OBJECTIVE: Find every line in the records below that holds the word "page" and copy it.

──────── RAW DATA

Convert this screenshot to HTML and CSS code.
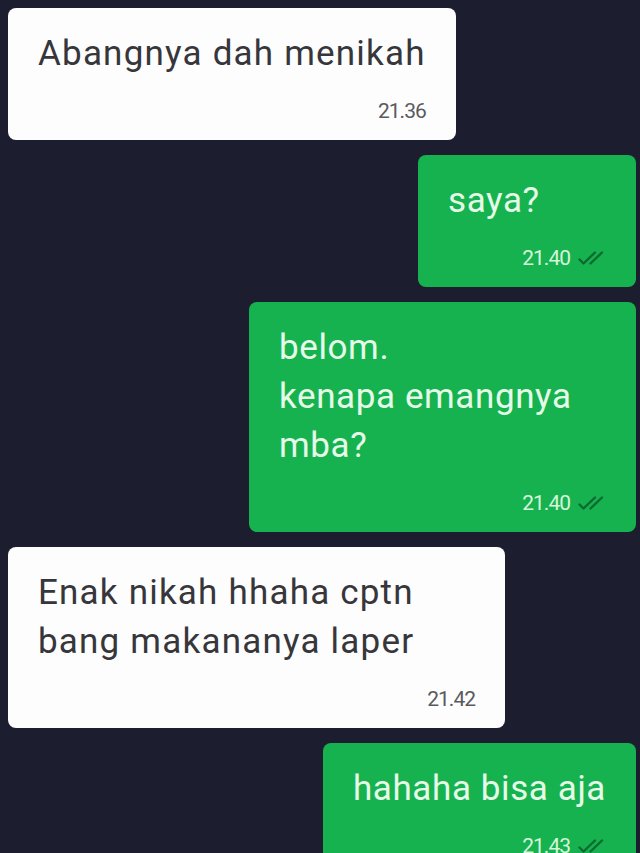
FILE: index.html
```html
<!DOCTYPE html>
<html lang="id">
<head>
<meta charset="utf-8">
<title>Chat</title>
<link rel="stylesheet" href="styles.css">
</head>
<body>
<main class="chat">
  <div class="bubble in">
    <p class="text">Abangnya dah menikah</p>
    <div class="meta"><span class="time">21.36</span></div>
  </div>
  <div class="bubble out">
    <p class="text">saya?</p>
    <div class="meta"><span class="time">21.40</span><svg class="ticks" viewBox="0 0 32 14"><path d="M2.5 8.5 L6.5 12.5 L18 1.5 M13.5 12.5 L25 1.5"/></svg></div>
  </div>
  <div class="bubble out">
    <p class="text">belom.<br>kenapa emangnya mba?</p>
    <div class="meta"><span class="time">21.40</span><svg class="ticks" viewBox="0 0 32 14"><path d="M2.5 8.5 L6.5 12.5 L18 1.5 M13.5 12.5 L25 1.5"/></svg></div>
  </div>
  <div class="bubble in">
    <p class="text">Enak nikah hhaha cptn bang makananya laper</p>
    <div class="meta"><span class="time">21.42</span></div>
  </div>
  <div class="bubble out">
    <p class="text">hahaha bisa aja</p>
    <div class="meta"><span class="time">21.43</span><svg class="ticks" viewBox="0 0 32 14"><path d="M2.5 8.5 L6.5 12.5 L18 1.5 M13.5 12.5 L25 1.5"/></svg></div>
  </div>
</main>
</body>
</html>
```
FILE: styles.css
```css
html, body {
  margin: 0;
  padding: 0;
  background: #1c1d2e;
  font-family: Roboto, "Liberation Sans", sans-serif;
}

body {
  height: 853px;
  overflow: hidden;
}

.chat {
  display: flex;
  flex-direction: column;
  gap: 15px;
  padding: 8px 4px 0 8px;
}

.bubble {
  box-sizing: border-box;
  width: max-content;
  padding: 21px 30px 16px 30px;
  border-radius: 8px;
}

.bubble.in {
  align-self: flex-start;
  max-width: 497px;
  background: #fdfdfd;
  color: #36363b;
}

.bubble.out {
  align-self: flex-end;
  min-width: 218px;
  max-width: 387px;
  background: #17b250;
  color: #e6fae8;
}

.text {
  margin: 0;
  font-size: 35px;
  line-height: 49px;
  letter-spacing: 1.2px;
}

.out .text {
  letter-spacing: 0.6px;
}

.meta {
  margin-top: 20px;
  display: flex;
  justify-content: flex-end;
  align-items: center;
  gap: 7px;
  height: 26px;
}

.time {
  font-size: 21px;
  line-height: 26px;
  letter-spacing: -1px;
}

.in .time {
  color: #5a5a5e;
}

.out .time {
  color: #d6f6da;
}

.ticks {
  width: 32px;
  height: 14px;
  margin-right: -3px;
  fill: none;
  stroke: #0c6a2f;
  stroke-width: 2.4;
  stroke-linecap: round;
  stroke-linejoin: round;
}
```
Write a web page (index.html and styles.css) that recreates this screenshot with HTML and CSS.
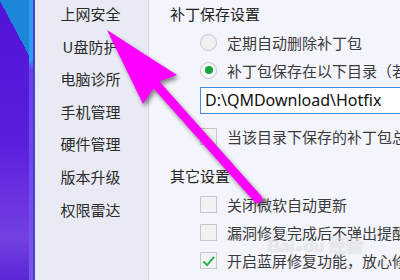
FILE: index.html
```html
<!DOCTYPE html>
<html lang="zh-CN">
<head>
  <meta charset="UTF-8">
  <title>补丁设置</title>
  <link rel="stylesheet" href="styles.css">
</head>
<body>

  <div class="window">
    <div class="skin"></div>
    <div class="skin-edge"></div>

    <ul class="side-menu">
      <li>上网安全</li>
      <li>U盘防护</li>
      <li>电脑诊所</li>
      <li>手机管理</li>
      <li>硬件管理</li>
      <li>版本升级</li>
      <li>权限雷达</li>
    </ul>

    <div class="settings">
      <div class="group-title">补丁保存设置</div>
      <div class="option"><span class="radio"></span>定期自动删除补丁包</div>
      <div class="option"><span class="radio checked"></span>补丁包保存在以下目录（若目录不存在将自动创建）</div>
      <div class="path-box">D:\QMDownload\Hotfix</div>
      <div class="option option-gap"><span class="check"></span>当该目录下保存的补丁包总大小超过</div>

      <div class="group-title group-gap">其它设置</div>
      <div class="option"><span class="check"></span>关闭微软自动更新</div>
      <div class="option"><span class="check"></span>漏洞修复完成后不弹出提醒窗口</div>
      <div class="option">
        <span class="check">
          <svg width="16" height="16" viewBox="0 0 16 16"><polyline points="2.5,8.5 6.5,12.5 14,3.5" fill="none" stroke="#23b04a" stroke-width="2"/></svg>
        </span>开启蓝屏修复功能，放心修复漏洞
      </div>
    </div>
  </div>

  <!-- pointer drawn over the screenshot -->
  <svg class="pointer" width="400" height="280" viewBox="0 0 400 280">
    <g class="pointer-shape">
      <polygon points="107,30 177,75 158,82 143,104" fill="#ff00ff"/>
      <line x1="152" y1="80" x2="258" y2="199" stroke="#ff00ff" stroke-width="9" stroke-linecap="round"/>
    </g>
  </svg>

  <div class="watermark">Bai<span class="paw">&#9679;</span>du 经验</div>

</body>
</html>
```

FILE: styles.css
```css
body {
    margin: 0;
    width: 400px;
    height: 280px;
    overflow: hidden;
    font-family: "Noto Sans CJK SC", "Noto Sans", sans-serif;
    position: relative;
}

.window {
    display: flex;
    height: 280px;
    background-color: #f4f5fc;
}

.skin {
    width: 29px;
    background:
        linear-gradient(62deg, transparent 131px, #1c87d8 131px),
        linear-gradient(to bottom, #5212d8 0%, #5a1edc 50%, #7440e2 85%, #5a26d6 100%);
}

.skin-edge {
    width: 4px;
    background: linear-gradient(to bottom, #2c9cf2 0px, #2c9cf2 60px, #6a3cf2 70px, #7a54ee 100%);
    border-right: 2px solid #4a40cc;
}

.side-menu {
    list-style-type: none;
    margin: -2px 0 0 0;
    padding: 0;
    width: 113px;
    background-color: #e9eaf4;
    border-right: 1px solid #d4d5df;
}

.side-menu li {
    height: 32.6px;
    line-height: 32.6px;
    text-align: center;
    font-size: 15px;
    color: #2a2a2a;
    padding-right: 2px;
}

.settings {
    flex: 1;
    padding-left: 21px;
    overflow: hidden;
}

.group-title {
    height: 28px;
    line-height: 28px;
    font-size: 15px;
    color: #222;
    white-space: nowrap;
}

.group-gap {
    margin-top: 12px;
}

.option {
    display: flex;
    align-items: center;
    height: 28px;
    padding-left: 30px;
    font-size: 15px;
    color: #3a3a3a;
    white-space: nowrap;
}

.option-gap {
    margin-top: 8px;
}

.radio {
    width: 15px;
    height: 15px;
    border: 1px solid #c4c4c8;
    border-radius: 50%;
    background-color: #f0f0f2;
    margin-right: 10px;
    display: flex;
    align-items: center;
    justify-content: center;
    flex-shrink: 0;
}

.radio.checked {
    background-color: #f7f7f9;
}

.radio.checked::after {
    content: "";
    width: 8px;
    height: 8px;
    border-radius: 50%;
    background-color: #12a63c;
}

.check {
    width: 15px;
    height: 15px;
    border: 1px solid #c6c6cc;
    background-color: #f2f2f5;
    margin-right: 10px;
    flex-shrink: 0;
    display: flex;
}

.path-box {
    margin: 3px 0 0 30px;
    height: 25px;
    line-height: 25px;
    width: 240px;
    border: 1px solid #3d8fe2;
    background-color: white;
    padding-left: 4px;
    font-family: "Noto Sans", sans-serif;
    font-size: 16px;
    color: #111;
    white-space: nowrap;
}

.pointer {
    position: absolute;
    top: 0;
    left: 0;
    pointer-events: none;
}

.pointer-shape {
    filter: drop-shadow(2px 3px 2px rgba(0, 0, 0, 0.45));
}

.watermark {
    position: absolute;
    left: 268px;
    top: 232px;
    font-family: "Liberation Sans", sans-serif;
    font-size: 17px;
    font-weight: bold;
    color: rgba(255, 255, 255, 0.55);
    text-shadow: 0 0 1px rgba(120, 120, 120, 0.35);
    pointer-events: none;
}

.watermark .paw {
    font-size: 12px;
    margin: 0 1px;
}
```
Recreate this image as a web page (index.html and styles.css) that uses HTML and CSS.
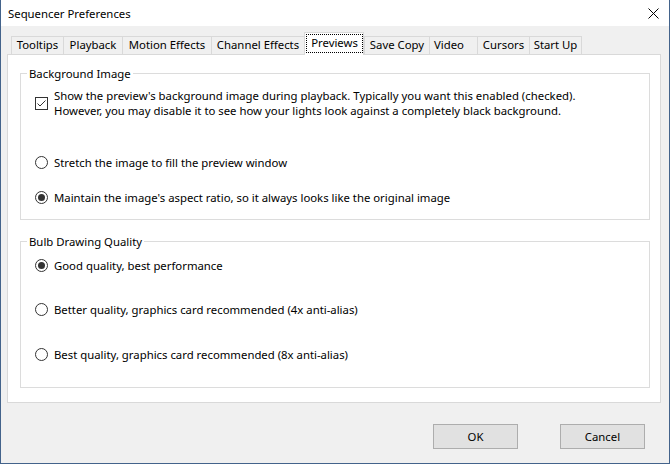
FILE: index.html
```html
<!DOCTYPE html>
<html>
<head>
<meta charset="utf-8">
<link rel="stylesheet" href="styles.css">
</head>
<body>
<div class="window">
  <div class="titlebar">
    <span class="title">Sequencer Preferences</span>
    <svg class="close" width="11" height="11" viewBox="0 0 11 11"><path d="M0.5 0.5 L10.5 10.5 M10.5 0.5 L0.5 10.5" stroke="#000" stroke-width="1" fill="none"/></svg>
  </div>
  <div class="client">
    <div class="tabs">
      <div class="tab t-tooltips">Tooltips</div>
      <div class="tab t-playback">Playback</div>
      <div class="tab t-motion">Motion Effects</div>
      <div class="tab t-channel">Channel Effects</div>
      <div class="tab active t-previews"><span class="focus">Previews</span></div>
      <div class="tab t-save">Save Copy</div>
      <div class="tab t-video">Video</div>
      <div class="tab t-cursors">Cursors</div>
      <div class="tab last t-startup">Start Up</div>
    </div>
    <div class="page">
      <fieldset class="group g1">
        <legend>Background Image</legend>
        <div class="row check-row">
          <svg class="checkbox" width="13" height="13" viewBox="0 0 13 13"><rect x="0.5" y="0.5" width="12" height="12" fill="#fff" stroke="#333"/><polyline points="2.5,6.5 5,9 10.5,3.5" fill="none" stroke="#333" stroke-width="1"/></svg>
          <span class="label">Show the preview's background image during playback. Typically you want this enabled (checked).<br>However, you may disable it to see how your lights look against a completely black background.</span>
        </div>
        <div class="row radio-row r-stretch">
          <svg class="radio" width="13" height="13" viewBox="0 0 13 13"><circle cx="6.5" cy="6.5" r="6" fill="#fff" stroke="#333"/></svg>
          <span class="label">Stretch the image to fill the preview window</span>
        </div>
        <div class="row radio-row r-maintain">
          <svg class="radio" width="13" height="13" viewBox="0 0 13 13"><circle cx="6.5" cy="6.5" r="6" fill="#fff" stroke="#333"/><circle cx="6.5" cy="6.5" r="3.5" fill="#333"/></svg>
          <span class="label">Maintain the image's aspect ratio, so it always looks like the original image</span>
        </div>
      </fieldset>
      <fieldset class="group g2">
        <legend>Bulb Drawing Quality</legend>
        <div class="row radio-row r-good">
          <svg class="radio" width="13" height="13" viewBox="0 0 13 13"><circle cx="6.5" cy="6.5" r="6" fill="#fff" stroke="#333"/><circle cx="6.5" cy="6.5" r="3.5" fill="#333"/></svg>
          <span class="label">Good quality, best performance</span>
        </div>
        <div class="row radio-row r-better">
          <svg class="radio" width="13" height="13" viewBox="0 0 13 13"><circle cx="6.5" cy="6.5" r="6" fill="#fff" stroke="#333"/></svg>
          <span class="label">Better quality, graphics card recommended (4x anti-alias)</span>
        </div>
        <div class="row radio-row r-best">
          <svg class="radio" width="13" height="13" viewBox="0 0 13 13"><circle cx="6.5" cy="6.5" r="6" fill="#fff" stroke="#333"/></svg>
          <span class="label">Best quality, graphics card recommended (8x anti-alias)</span>
        </div>
      </fieldset>
    </div>
    <div class="buttons">
      <button class="btn">OK</button>
      <button class="btn">Cancel</button>
    </div>
  </div>
</div>
</body>
</html>
```
FILE: styles.css
```css
html, body {
  margin: 0;
  padding: 0;
}
body {
  width: 670px;
  height: 464px;
  overflow: hidden;
  background: #f0f0f0;
}
.window {
  width: 670px;
  height: 464px;
  box-sizing: border-box;
  border: 1px solid #43638b;
  border-top: none;
  background: #f0f0f0;
  display: flex;
  flex-direction: column;
  font-family: "Noto Sans", "DejaVu Sans", sans-serif;
  font-size: 11.35px;
  color: #000;
}
.titlebar {
  height: 26px;
  flex: none;
  background: #fff;
  display: flex;
  align-items: center;
  justify-content: space-between;
  padding: 0 10px 0 7px;
}
.title {
  line-height: 15px;
}
.close {
  display: block;
}
.client {
  flex: 1;
  display: flex;
  flex-direction: column;
}
.tabs {
  display: flex;
  align-items: flex-end;
  height: 28px;
  margin-left: 10px;
  flex: none;
}
.tab {
  box-sizing: border-box;
  height: 18px;
  border: 1px solid #d9d9d9;
  border-bottom: none;
  border-right: none;
  background: #f0f0f0;
  line-height: 16px;
  text-align: center;
  white-space: nowrap;
}
.tab.last {
  border-right: 1px solid #d9d9d9;
}
.t-tooltips { width: 52px; }
.t-playback { width: 59px; }
.t-motion { width: 89px; }
.t-channel { width: 93px; }
.t-previews { width: 60px; }
.t-save { width: 65px; }
.t-video { width: 48px; text-align: left; padding-left: 4px; }
.t-cursors { width: 52px; }
.t-startup { width: 53px; }
.tab.active {
  height: 23px;
  margin-bottom: -1px;
  background: #fff;
  border-right: 1px solid #d9d9d9;
  position: relative;
  z-index: 1;
}
.focus {
  display: block;
  box-sizing: border-box;
  width: 57px;
  height: 19px;
  margin: 1px 0 0 1px;
  border: 1px dotted #000;
  line-height: 16px;
}
.page {
  box-sizing: border-box;
  height: 349px;
  margin: 0 8px 0 6px;
  border: 1px solid #d9d9d9;
  background: #fff;
  padding: 11px 10px 0 12px;
  flex: none;
}
.group {
  margin: 0;
  padding: 0;
  border: 1px solid #dcdcdc;
  min-width: 0;
}
.group legend {
  margin-left: 6px;
  padding: 0 2px;
  line-height: 15px;
}
.g1 {
  padding-bottom: 14px;
}
.g2 {
  margin-top: 14px;
  padding-bottom: 25px;
}
.row {
  display: flex;
  align-items: center;
  margin-left: 14px;
  line-height: 15px;
}
.row svg {
  flex: none;
  display: block;
  margin-right: 6px;
}
.check-row { margin-top: 7px; }
.r-stretch { margin-top: 37px; }
.r-maintain { margin-top: 20px; }
.r-good { margin-top: 9px; }
.r-better { margin-top: 29px; }
.r-best { margin-top: 30px; }
.buttons {
  display: flex;
  justify-content: flex-end;
  gap: 42px;
  margin: 21px 24px 0 0;
}
.btn {
  box-sizing: border-box;
  width: 85px;
  height: 25px;
  padding: 0;
  margin: 0;
  background: #e1e1e1;
  border: 1px solid #adadad;
  border-radius: 0;
  font-family: inherit;
  font-size: 11.35px;
  color: #000;
}
```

────────────────

THE ANSWER:
Write a web page (index.html and styles.css) that recreates this screenshot with HTML and CSS.
Recreate this image as a web page (index.html and styles.css) that uses HTML and CSS.
    <div class="page">
.page {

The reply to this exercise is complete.